Долго — уж тьма на равнину легла —
Мне чудились три цыгана:
Волосы, черные как смола,
И лица их, цвета шафрана.
«Проспать, прокурить, проиграть» сказано не без восторга, но с той романтической иронией, которой адепты «новой этики» и знать не хотят. Для людей моего поколения вся соль в иронии. Но потому-то я и пишу о явлении, увиденном глазами тех, кто скоро уйдет и не узнает, чем кончится новый отрезок переосмысления истории прошлого и позапрошлого веков.
Чтобы этот пример был еще яснее на русском материале, прочитайте еще одно стихотворение, а еще лучше — прослушайте популярную полвека назад русскую песню Новеллы Матвеевой.
Развеселые цыгане по Молдавии гуляли
И в одном селе богатом ворона коня украли.
А еще они украли молодую молдаванку:
Посадили на полянку, воспитали как цыганку.
Навсегда она пропала
Под тенью загара!
У нее в руках гитара,
Гитара, гитара!
Позабыла все, что было,
И не видит в том потери.
(Ах, вернись, вернись, вернись!
Ну, оглянись, по крайней мере!)
Мыла в речке босы ноги, в пыльный бубен била звонко.
И однажды из берлоги утащила медвежонка,
Посадила на поляну, воспитала как цыгана;
Научила бить баклушки, красть игрушки из кармана.
С той поры про маму, папу
Забыл медвежонок:
Прижимает к сердцу лапу
И просит деньжонок!
Держит шляпу вниз тульею…
Так живут одной семьею,
Как хорошие соседи,
Люди, кони и медведи.
По дороге позабыли: кто украл, а кто украден.

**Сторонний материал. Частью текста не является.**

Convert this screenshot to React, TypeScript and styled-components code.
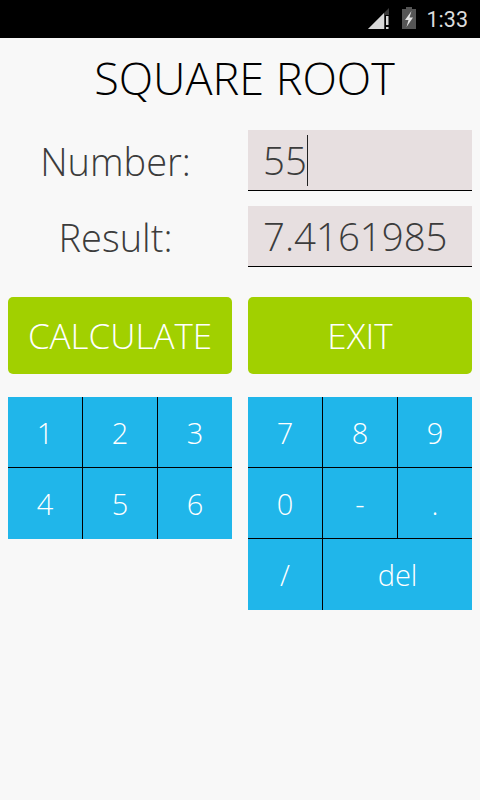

И одна попона пыли на коне и конокраде.
Никому из них не страшен никакой недуг, ни хворость…
По ночам поют и пляшут, на костры бросая хворост.
А беглянка добрым людям
Прохожим ворожит:
Все, что было, все, что будет.
Расскажет, как может…
Что же с ней, беглянкой, было?
Что же с ней, цыганкой, будет?
Все, что было, — позабыла,
Все, что будет, — позабудет.
В еще большей степени, чем у австрийского романтика Ленау, голосом поэтессы говорит старорусское представление о цыганах как народе, живущем кражей коней, детей и медвежат. Здесь нет мощной расистской составляющей в пограничных контактах-конфликтах «белых длинноносых» и «желтых косоглазых», а есть даже и любование «одной попоной пыли на коне и конокраде», любование, показанное аллитерацией и ассонансом. Разумеется, никто и не слышал у нас пока критического разбора этого текста, многими любимого. Но именно в такой отвергающей критический самоанализ культурной среде рождаются племянники старого культурного расизма. В первые два года пандемии возникло словечко «инфоцыгане» — так говорят о мошенниках, предлагающих пользователям некие онлайн-продукты — курсы, марафоны, тренинги личностного роста, не предоставляя при этом никаких независимых подтверждений эффективности этих продуктов. Что означает появление этого нового слова? Только то, что слово «цыган» воспринимается как привычный, одобряемый традицией этноним, именно в этом качестве переадресуемый новой реальности. Этическая недоброкачественность привычного старого слова «цыган» вскрывается неологизмом «инфоцыган», лишая общество критического инструмента для самоанализа.